From the CFTC’s perspective, prediction markets fall under existing derivatives law, offering a regulated alternative to offshore betting and potentially improving market efficiency by aggregating information about future events. It may help explain why federal authorities have been more willing to assert jurisdiction, even as states and tribes push back.
And we’ve seen this playing out in recent days, having reported that the CFTC and the Department of Justice are taking legal action against states such as Arizona, Illinois, and Connecticut over attempts to limit prediction markets. This indicates a more aggressive federal stance in an area traditionally controlled at the state and tribal level.
Light sees this as a potential crack in what he and Rand have long called the “casino compromise,” the balance IGRA created among tribal sovereignty, state oversight, and commercial interests. “That balance has largely held over the last several decades,” he said. “We don’t want to be apocalyptic about it, but it is true that they are a current and imminent and real threat that tribes see to that balance.”
The stakes extend well beyond legal theory. Tribal gaming remains the main economic engine for many tribal governments, supporting essential services like healthcare, housing, education, and public safety. As Rand put it, “most tribes have gaming as their primary economic driver and job creation in a relatively constrained economy.”
Economic impact and rising federal pressure
The financial importance of that system is clear in places like Arizona. Tribal casinos there contributed $33.4 million to the state’s Benefits Fund in just the third quarter of fiscal year 2026, which is an 8.3% increase from the previous year. These funds flow into education, emergency services, wildlife conservation, tourism, and programs addressing problem gambling.
Since 2004, total contributions from tribal gaming in Arizona have reached about $2.5 billion, showcasing a long-standing partnership between tribes and the state.
The vast majority of tribes won’t be able to simply pivot to another equally effective route of economic development.
Professor Kathryn Rand
In this context, the timing of federal action stands out. Just days after Arizona reported its latest contribution figures, it became a target in a federal legal challenge tied to prediction markets. For many tribal stakeholders, the overlap reinforces a growing concern that a stable, heavily regulated system is now being challenged by a newer market operating under a different set of rules.
“The vast majority of tribes won’t be able to simply pivot to another equally effective route of economic development,” Rand warned. If prediction markets draw users away without sharing in revenue obligations, the long-term consequences could be significant.
The ongoing discussion centers on whether prediction markets count as gambling.
“Public policy to some extent drives how we define what is gambling,” said Rand. If these platforms fall outside that definition, they could avoid safeguards designed to ensure fairness, prevent underage participation, and limit problem gambling.
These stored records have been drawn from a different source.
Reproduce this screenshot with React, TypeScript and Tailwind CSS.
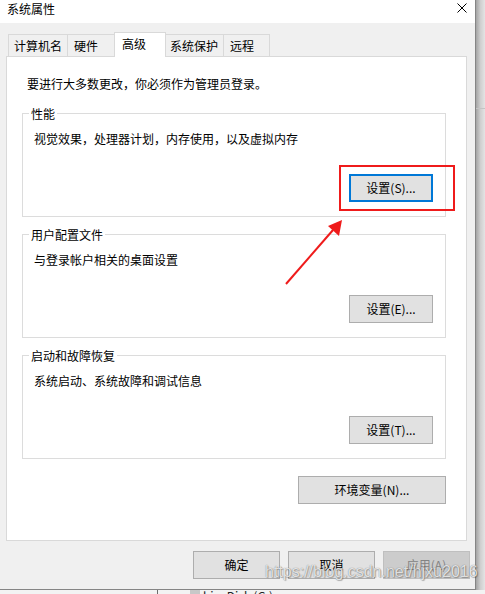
import type { ReactNode } from 'react'

type BtnProps = {
  children: ReactNode
  focused?: boolean
  disabled?: boolean
  width?: string
}

function Btn({ children, focused, disabled, width = 'w-[84px]' }: BtnProps) {
  let look = 'border border-[#adadad] bg-[#e1e1e1] text-black'
  if (focused) look = 'border-2 border-[#0078d7] bg-[#e1e1e1] text-black'
  if (disabled) look = 'border border-[#bfbfbf] bg-[#cccccc] text-[#838383]'
  return (
    <button
      type="button"
      disabled={disabled}
      className={`flex h-[28px] ${width} items-center justify-center leading-[16px] ${look}`}
    >
      {children}
    </button>
  )
}

type GroupProps = {
  title: string
  desc: string
  action: string
  focused?: boolean
  className?: string
}

function Group({ title, desc, action, focused, className = '' }: GroupProps) {
  return (
    <fieldset className={`w-[424px] border border-[#dcdcdc] pb-[14px] ${className}`}>
      <legend className="ml-[6px] px-[2px] leading-[17px]">{title}</legend>
      <p className="mt-[9px] pl-[11px] leading-[16px]">{desc}</p>
      <div className="mt-[27px] flex justify-end pr-[12px]">
        <Btn focused={focused}>{action}</Btn>
      </div>
    </fieldset>
  )
}

const TABS = [
  { label: '计算机名', cls: 'w-[59px] border-l pl-[5px]' },
  { label: '硬件', cls: 'w-[47px] border-l pl-[6px]' },
  { label: '高级', cls: 'w-[52px] border-x pl-[7px]', active: true },
  { label: '系统保护', cls: 'w-[57px] pl-[4px]' },
  { label: '远程', cls: 'w-[47px] border-x pl-[6px]' },
]

function TabStrip() {
  return (
    <div className="flex h-[33px] items-end pl-[8px]">
      {TABS.map((t) =>
        t.active ? (
          <div
            key={t.label}
            className={`relative z-10 -mb-px flex h-[25px] items-center border-t border-[#d9d9d9] bg-white pb-[2px] leading-[16px] ${t.cls}`}
          >
            {t.label}
          </div>
        ) : (
          <div
            key={t.label}
            className={`flex h-[22px] items-center border-t border-[#d9d9d9] bg-[#f0f0f0] leading-[16px] ${t.cls}`}
          >
            {t.label}
          </div>
        )
      )}
    </div>
  )
}

export default function App() {
  return (
    <div className="relative h-[594px] w-[485px] overflow-hidden bg-[#eeeeee] font-['Noto_Sans_CJK_SC','Noto_Sans',sans-serif] text-[12px] text-black">
      <div className="flex h-[590px]">
        {/* 对话框 */}
        <div className="flex w-[476px] flex-col border-r border-b border-[#858585] bg-[#f0f0f0]">
          <div className="flex h-[23px] items-start justify-between bg-white">
            <span className="pl-[7px] pt-[1px] leading-[16px]">系统属性</span>
            <svg className="mr-[8px] mt-[3px]" width="10" height="10" viewBox="0 0 10 10">
              <path d="M0.5 0.5 9.5 9.5M9.5 0.5 0.5 9.5" stroke="#000" strokeWidth="1" fill="none" />
            </svg>
          </div>

          <TabStrip />

          <div className="ml-[6px] h-[485px] w-[461px] border border-[#d9d9d9] bg-white">
            <div className="flex flex-col pl-[15px] pt-[19px]">
              <p className="pl-[5px] leading-[16px]">要进行大多数更改，你必须作为管理员登录。</p>
              <Group
                className="mt-[13px]"
                title="性能"
                desc="视觉效果，处理器计划，内存使用，以及虚拟内存"
                action="设置(S)..."
                focused
              />
              <Group
                className="mt-[9px]"
                title="用户配置文件"
                desc="与登录帐户相关的桌面设置"
                action="设置(E)..."
              />
              <Group
                className="mt-[9px]"
                title="启动和故障恢复"
                desc="系统启动、系统故障和调试信息"
                action="设置(T)..."
              />
              <div className="mt-[17px] flex w-[424px] justify-end">
                <Btn width="w-[148px]">环境变量(N)...</Btn>
              </div>
            </div>
          </div>

          <div className="mt-[10px] flex justify-end gap-[8px] pr-[5px]">
            <Btn width="w-[87px]">确定</Btn>
            <Btn width="w-[87px]">取消</Btn>
            <Btn width="w-[87px]" disabled>
              应用(A)
            </Btn>
          </div>
        </div>

        {/* 窗口阴影 */}
        <div className="flex-1 bg-linear-to-r from-[#a4a4a4] via-[#cfcfcf] to-[#e4e4e4]">
          <div className="h-[109px] border-b border-[#c4c4c4]" />
        </div>
      </div>

      {/* 后面的资源管理器窗口 */}
      <div className="flex h-[4px] bg-[#f3f3f3]">
        <div className="ml-[157px] w-[33px] border-l border-[#6d6d6d]" />
        <div className="h-[4px] w-[10px] bg-[#c8c8c8]" />
        <span className="ml-[3px] leading-[12px] text-[#222]">hjxuDisk (G:)</span>
      </div>

      {/* 标注 */}
      <div className="pointer-events-none absolute left-[339px] top-[165px] h-[46px] w-[116px] border-2 border-[#ef1b1b]" />
      <svg className="pointer-events-none absolute left-0 top-0" width="485" height="594">
        <line x1="286" y1="284" x2="333" y2="230" stroke="#ef1b1b" strokeWidth="2" />
        <polygon points="342,220 328,226 339,236" fill="#ef1b1b" />
      </svg>

      <span className="pointer-events-none absolute left-[265px] top-[563px] font-['Liberation_Sans',Arial,sans-serif] text-[16px] leading-[18px] text-white/80 [text-shadow:0_0_1px_rgba(0,0,0,0.55),1px_1px_1px_rgba(0,0,0,0.25)]">
        https://blog.csdn.net/hjxu2016
      </span>
    </div>
  )
}
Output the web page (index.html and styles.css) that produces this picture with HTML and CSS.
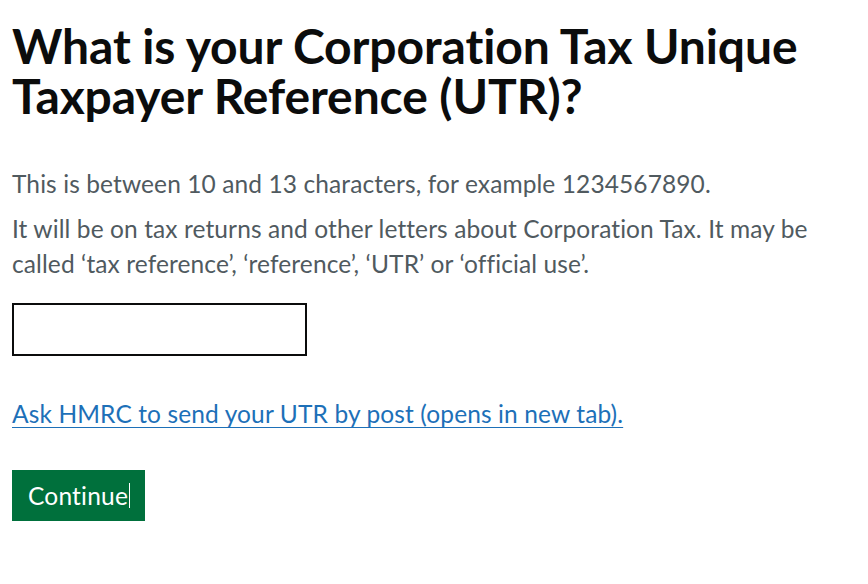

From a user’s perspective, though, the difference is not always obvious. Contracts tied to sports, elections, or entertainment outcomes often behave in ways that are “very similar, if not identical, to sports betting,” Rand noted.
Light takes that idea further, pointing to how quickly the scope is expanding. “What this is doing is opening up a new space,” he said, where people can wager on everything from awards shows to political events—areas historically kept outside regulated gaming.
Prediction market regulation struggles to keep pace with ongoing change
This is not the first disruption tribal gaming has faced. In recent years, tribes have successfully pushed back against sweepstakes-style operators that tried to exploit gray areas, which often relied on alliances between tribes, states, and commercial operators, with a shared focus on consumer protection.
Rand believes a similar approach could emerge again. “This is an opportunity for states and tribes… to find common ground,” she said, especially around fairness and consumer safety.
But prediction markets are a tougher challenge because they come with federal backing, at least in part, complicating enforcement and raises deeper jurisdictional questions.
“It’s incredibly difficult to legislate ahead of technology,” Light said, comparing the moment to earlier debates over online poker and digital gaming. Innovation has always moved faster than regulation, but the current pace feels different.
“The suddenness with which prediction markets have come on in the last year or so,” Light noted, along with strong adoption among younger users, has created a situation where regulators are struggling to catch up.
For tribes already working through the shift to mobile wagering and iGaming, that creates another layer of uncertainty. “Prediction markets arguably are pulling the rug out from under that process,” Rand said. Years of negotiation and investment tied to mobile betting frameworks could be undermined by a parallel system that operates outside those agreements.
The dispute is now unfolding on several fronts. Tribal organizations have filed amicus briefs against platforms like Kalshi. Lawmakers are introducing bipartisan bills to clarify regulatory authority. Members of Congress are also questioning whether current offerings align with federal law, even as enforcement remains uneven.
For Light, the issue reaches beyond gaming into the wider balance of power in the U.S. system. “This aligns with… an assertion of federal power,” he said, describing recent actions as “new ground” in how authority is divided among federal, state, and tribal governments.
Rand shares that concern and questions the policy rationale behind the federal approach. “There doesn’t seem to be a clear public policy supporting the federal position on this,” she said, especially when compared with the established goals behind tribal and state gaming systems.
Those goals—economic development, consumer protection, and sovereignty—remain central. Tribal gaming has long been a foundation for self-determination and governance.
“If we have a threat to that source of revenue, that’s significant,” Rand said. The implications go beyond dollars to control itself. If prediction markets can operate outside tribal jurisdiction, it raises broader questions about what comes next.
“That also suggests that there could be other activities… that tribes simply would not have control over,” she added.
Looking ahead, both Rand and Light expect the conflict to intensify. Legal battles are likely to continue, and the issue could ultimately reach the Supreme Court as competing interpretations of federal authority collide.
For now, prediction markets are growing quickly, federal agencies are asserting their role, and tribes are weighing how best to respond.
That aligns with the current administration’s general approach to federalism today, which is almost turning the last couple of decades of federalism on its head, where conservatism (small ‘c’) in the US and Republicans (big ‘R’) in the US were oriented toward pushing power back to the states and therefore often to tribes as well to their benefit.
Professor Steven Light
Light’s opening comment captures the moment. What’s happening appears to be a turning point that could redefine how tribal sovereignty operates in a digital economy where even the definition of gaming is in flux.
And as both scholars make clear, the stakes are real. They touch on economic stability, legal authority, and the future of self-determination for tribal nations.